Deshalb entsteht hier ein Erklärungsnotstand. An sich gesunde Gemeindemitglieder (und in Geiselhaft genommen die gesamte Gesellschaft) müssen für amateurhafte Lebenshilfe Teile ihres Einkommens abgeben. Wer dies für sinnvoll hält, soll es tun. Die Menschen geben teilweise für größeren Blödsinn Geld aus. Aber nicht durch Einzug der Mitgliederbeiträge mittels staatlicher Hilfe und schon gar nicht mit unfreiwilliger Unterstützung durch Nichtmitglieder.
Allerdings wissen Kirchen genau, dass eine strikte Trennung von Staat und Kirche das Ende ihrer Alimentierung bedeuten würde und sie sich sinnvolle Jobs suchen müssten. Und wer will das angenehme Leben als Geistlicher schon aufgeben?
Der Durchschnittsgläubige erwartet, dass zumindest der Pfarrer an Jesus glaubt. Die im Artikel angesprochenen Kirchenlieder, die alle Kirchgänger so gerne singen, würden andernfalls als inhaltsleer und falsch entlarvt. Gott kann nur dann "eine feste Burg" (Luther) sein, wenn es Gott gibt, der mehr ist, als ein Stimulus, sondern einer, der auch eine feste Burg sein will. Das Glaubenskonstrukt "Christentum" ist ein in sich geschlossenes Paralleluniversum, das beim Entfernen einzelner Bausteine krachend in sich zusammenstürzen würde. Ein behutsamer Rückbau, den offensichtlich die beiden vorgestellten Autoren im Sinn haben, kann nicht erfolgreich sein. Schließlich stellen die von ihnen angesprochenen Fragen das Fundament und nicht bloß einige Zinnen der "festen Burg" dar.
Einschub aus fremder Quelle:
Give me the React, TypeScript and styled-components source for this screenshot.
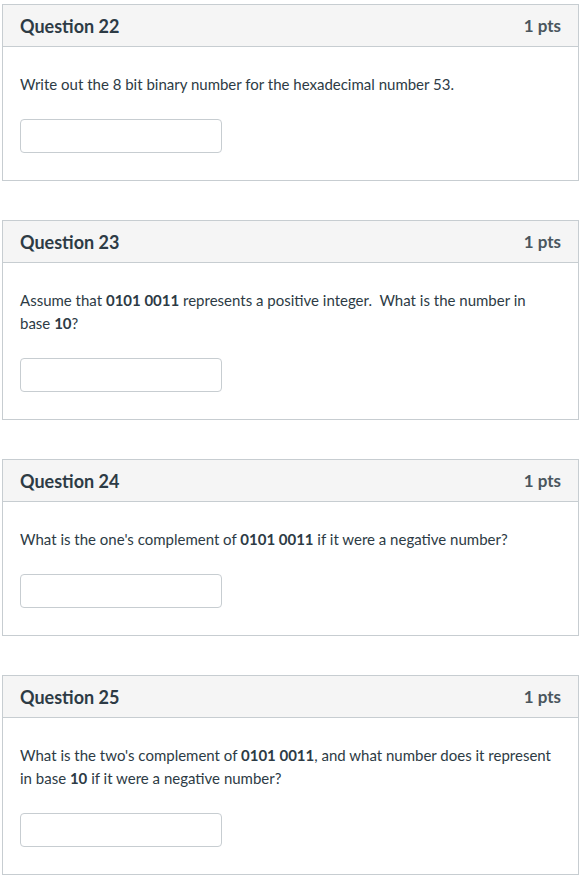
import React from "react";
import styled, { createGlobalStyle } from "styled-components";

const Global = createGlobalStyle`
  body {
    margin: 0;
    background: #ffffff;
    font-family: Lato, "Open Sans", sans-serif;
    color: #2d3b45;
  }
`;

const Page = styled.div`
  display: flex;
  flex-direction: column;
  gap: 39px;
  padding: 4px 0 0 2px;
  width: 577px;
`;

const Card = styled.section`
  border: 1px solid #c7cdd1;
  background: #fff;
`;

const Header = styled.div`
  display: flex;
  align-items: center;
  justify-content: space-between;
  height: 41px;
  padding: 0 17px;
  background: #f5f5f5;
  border-bottom: 1px solid #c7cdd1;
`;

const Title = styled.h3`
  margin: 0;
  font-size: 18px;
  font-weight: 700;
  color: #2d3b45;
`;

const Points = styled.span`
  font-size: 17px;
  font-weight: 700;
  color: #4a565e;
`;

const Body = styled.div`
  padding: 26px 24px 27px 17px;
`;

const Text = styled.p`
  margin: 0 0 23px;
  font-size: 15px;
  line-height: 23px;
  color: #2d3b45;
`;

const Answer = styled.input`
  display: block;
  box-sizing: border-box;
  width: 202px;
  height: 34px;
  border: 1px solid #c7cdd1;
  border-radius: 4px;
  background: #fff;
  outline: none;
`;

type Q = { n: number; text: React.ReactNode };

const questions: Q[] = [
  { n: 22, text: <>Write out the 8 bit binary number for the hexadecimal number 53.</> },
  {
    n: 23,
    text: (
      <>
        Assume that <b>0101 0011</b> represents a positive integer.&nbsp; What is the number in base <b>10</b>?
      </>
    ),
  },
  {
    n: 24,
    text: (
      <>
        What is the one's complement of <b>0101 0011</b> if it were a negative number?
      </>
    ),
  },
  {
    n: 25,
    text: (
      <>
        What is the two's complement of <b>0101 0011</b>, and what number does it represent in base <b>10</b> if it were a negative number?
      </>
    ),
  },
];

export default function App() {
  return (
    <>
      <Global />
      <Page>
        {questions.map((q) => (
          <Card key={q.n}>
            <Header>
              <Title>Question {q.n}</Title>
              <Points>1 pts</Points>
            </Header>
            <Body>
              <Text>{q.text}</Text>
              <Answer type="text" />
            </Body>
          </Card>
        ))}
      </Page>
    </>
  );
}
Und - weitergefragt - was hätte das für Konsequenzen für andere Religionen? Man stelle sich vor, der Papst würde diese pseudoatheistische Position der Autoren übernehmen und öffentlich verkünden: "Gott gibt es gar nicht, es ist ein Mythos, der uns aber im Leben helfen soll!" Dies ist der Gott Abrahams! Juden und Muslime müssten sich erheblich auf Schlips oder Kaftan getreten fühlen, wenn die Christen Nietzsches Gedankengut übernähmen und Gott für tot erklärten.
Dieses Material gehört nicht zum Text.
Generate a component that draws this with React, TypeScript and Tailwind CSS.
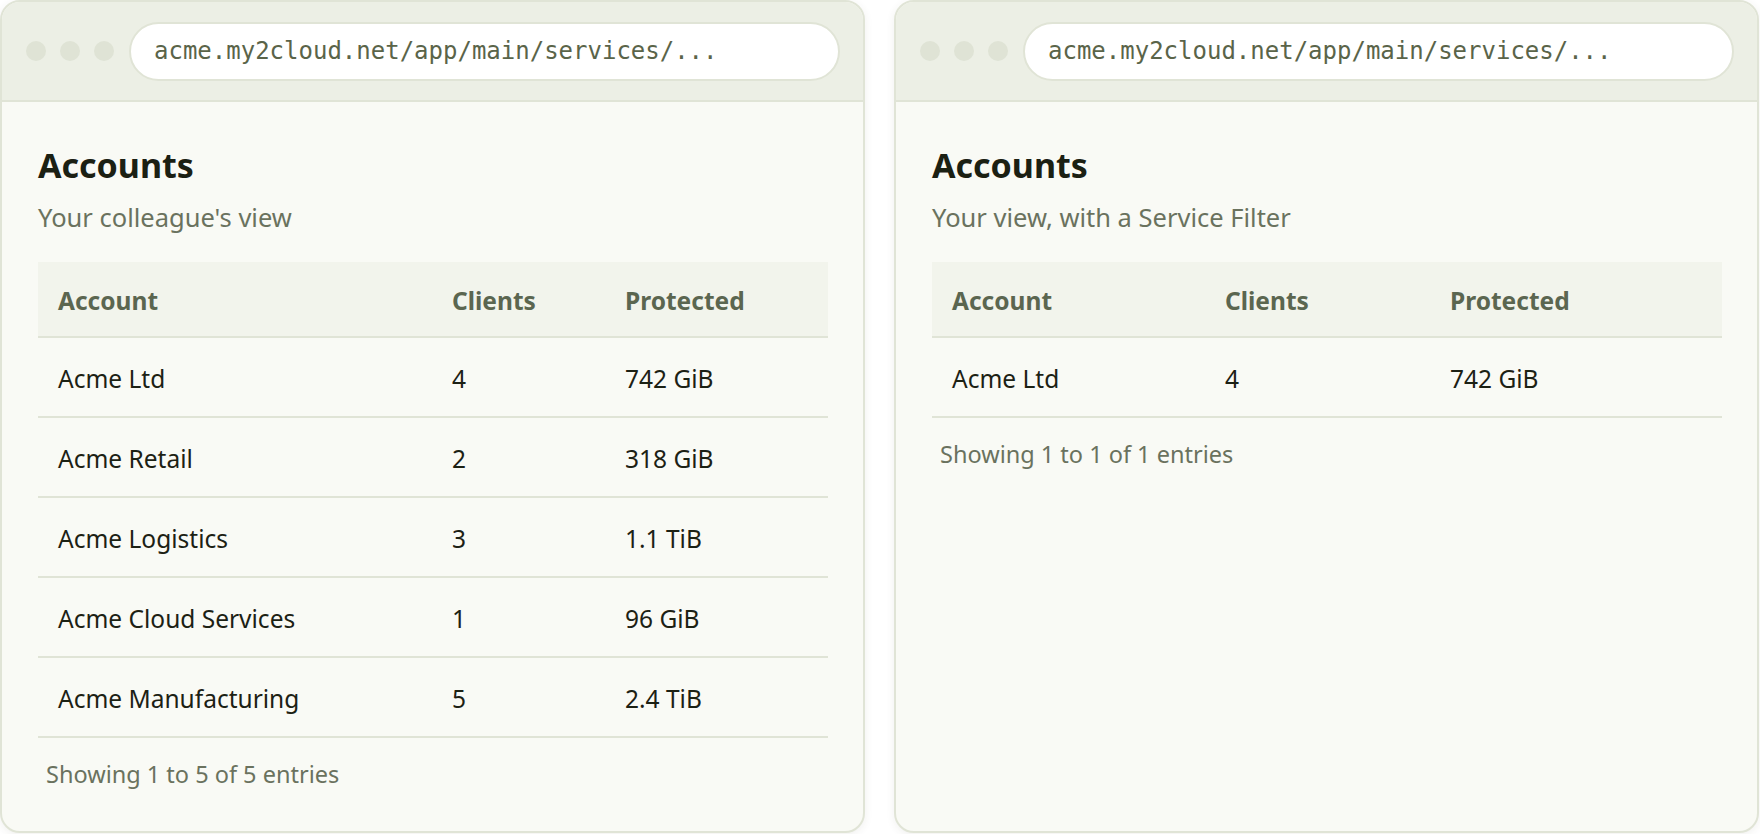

Natürlich geht es auch mit Religion auf dieser globalisierten Welt nicht weiter. Der Jude wird innerlich nie akzeptieren, dass der Christ "seinen" Messias für sich beansprucht, der Moslem wird die Gottessohnschaft Jesu nie akzeptieren und Jude und Christ werden nie akzeptieren, dass der Moslem die aktuellste Ausgabe des göttlichen Wortes für sich beansprucht. Die wechselseitige Anerkennung dieser Basics würde die eigene Position der Lächerlichkeit preisgeben und die Millionen Toten der Religionskriege noch sinnloser erscheinen lassen, als sie es sowieso sind.
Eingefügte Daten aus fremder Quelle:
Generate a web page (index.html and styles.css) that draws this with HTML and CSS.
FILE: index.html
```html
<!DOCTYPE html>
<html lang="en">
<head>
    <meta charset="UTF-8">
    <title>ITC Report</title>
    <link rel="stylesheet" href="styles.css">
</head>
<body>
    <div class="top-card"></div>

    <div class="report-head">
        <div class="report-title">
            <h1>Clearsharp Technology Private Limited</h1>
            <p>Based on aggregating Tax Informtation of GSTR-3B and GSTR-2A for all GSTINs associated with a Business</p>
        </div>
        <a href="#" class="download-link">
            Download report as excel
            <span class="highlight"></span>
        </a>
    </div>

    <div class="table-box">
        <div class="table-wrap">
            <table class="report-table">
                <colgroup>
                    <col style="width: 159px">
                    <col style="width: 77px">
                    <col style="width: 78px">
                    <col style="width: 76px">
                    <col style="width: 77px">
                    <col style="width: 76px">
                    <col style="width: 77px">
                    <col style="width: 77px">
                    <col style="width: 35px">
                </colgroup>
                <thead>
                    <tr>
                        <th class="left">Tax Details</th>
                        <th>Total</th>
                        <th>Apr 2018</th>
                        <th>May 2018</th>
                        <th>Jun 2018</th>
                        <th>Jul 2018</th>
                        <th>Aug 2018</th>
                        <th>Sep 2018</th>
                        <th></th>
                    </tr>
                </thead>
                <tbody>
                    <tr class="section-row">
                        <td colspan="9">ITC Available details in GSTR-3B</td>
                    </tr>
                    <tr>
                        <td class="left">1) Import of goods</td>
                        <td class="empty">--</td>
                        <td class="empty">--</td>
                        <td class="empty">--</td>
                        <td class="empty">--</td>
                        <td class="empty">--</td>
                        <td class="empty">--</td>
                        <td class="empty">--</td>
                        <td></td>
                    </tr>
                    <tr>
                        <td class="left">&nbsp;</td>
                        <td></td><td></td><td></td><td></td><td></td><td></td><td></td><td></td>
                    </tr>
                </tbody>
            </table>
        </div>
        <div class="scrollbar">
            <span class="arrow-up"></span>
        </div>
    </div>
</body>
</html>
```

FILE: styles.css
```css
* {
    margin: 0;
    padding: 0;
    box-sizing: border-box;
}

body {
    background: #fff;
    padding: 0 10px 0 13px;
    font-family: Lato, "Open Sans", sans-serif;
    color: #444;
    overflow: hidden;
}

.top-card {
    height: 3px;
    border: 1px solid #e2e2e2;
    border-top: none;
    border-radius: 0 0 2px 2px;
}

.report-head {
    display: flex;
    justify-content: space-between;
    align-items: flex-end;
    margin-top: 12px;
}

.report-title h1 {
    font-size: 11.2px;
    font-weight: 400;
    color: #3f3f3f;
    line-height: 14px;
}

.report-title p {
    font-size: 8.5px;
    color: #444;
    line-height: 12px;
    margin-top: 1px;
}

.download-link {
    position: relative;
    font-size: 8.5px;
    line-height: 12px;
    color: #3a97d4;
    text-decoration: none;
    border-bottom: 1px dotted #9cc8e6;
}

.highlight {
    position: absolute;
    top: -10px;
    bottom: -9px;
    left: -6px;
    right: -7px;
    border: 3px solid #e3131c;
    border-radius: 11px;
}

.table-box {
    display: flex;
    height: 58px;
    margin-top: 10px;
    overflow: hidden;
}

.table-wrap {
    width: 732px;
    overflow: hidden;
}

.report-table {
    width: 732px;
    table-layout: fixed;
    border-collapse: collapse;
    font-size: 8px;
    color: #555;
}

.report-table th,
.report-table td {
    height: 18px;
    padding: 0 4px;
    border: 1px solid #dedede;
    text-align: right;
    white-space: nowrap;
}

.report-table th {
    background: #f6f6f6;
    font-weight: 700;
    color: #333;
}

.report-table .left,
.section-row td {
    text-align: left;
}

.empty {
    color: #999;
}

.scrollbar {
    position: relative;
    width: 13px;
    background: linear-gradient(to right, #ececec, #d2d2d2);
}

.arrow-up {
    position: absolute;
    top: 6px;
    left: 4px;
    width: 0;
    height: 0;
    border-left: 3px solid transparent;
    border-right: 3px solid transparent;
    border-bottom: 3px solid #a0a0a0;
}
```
Deshalb bleibt natürlich nur der radikale Schnitt, den alle menschlichen Gesellschaften eines Tages durchführen müssen, nämlich auf jegliche Form von Glauben zu verzichten. Er mag in Form privater Vereine weiterleben, aber auch dort müsste ein verantwortungsbewusster Staat sein wachsames Auge haben, um zu verhindern, dass z.B. Kinder oder auch Erwachsene innerhalb der Vereine zu Schaden kommen (z.B. durch Initialisierungsriten gegen den Wunsch der Betroffenen).
Spätestens nach zwei Generationen würde die Anziehungskraft solcher Vereine merklich nachlassen, wenn sie nicht durch staatliche Maßnahmen oder mediales Interesse künstlich aufgewertet werden. Allerdings bin ich skeptisch, dass sich Politik in absehbarer Zeit dazu durchringen kann, der Vernunft eine Chance zu geben.
David am Permanenter Link
"Eine neue oder gar revolutionäre Sichtweise?"
Ja und nein. Es scheint mir im Grunde lediglich die ausgesprochene Sichtweise zu sein, die vermutlich ein sehr großer Teil der Christen inkl. so manchem Kleriker teilen, die sie sich aber selbst nicht eingestehen wollen geschweige denn aussprechen.
Joachim Datko am Permanenter Link
Es ist einfach: Es gibt keinen Gott! Die abrahamitischen Religionen Judentum, Christentum und Islam haben sich eine Luftblase paniert, die ihre Gottesvorstellung ist.
Bernd Kammermeier am Permanenter Link
"... haben sich eine Luftblase paniert ..."
Wenn das kein gesegnetes Wunder ist!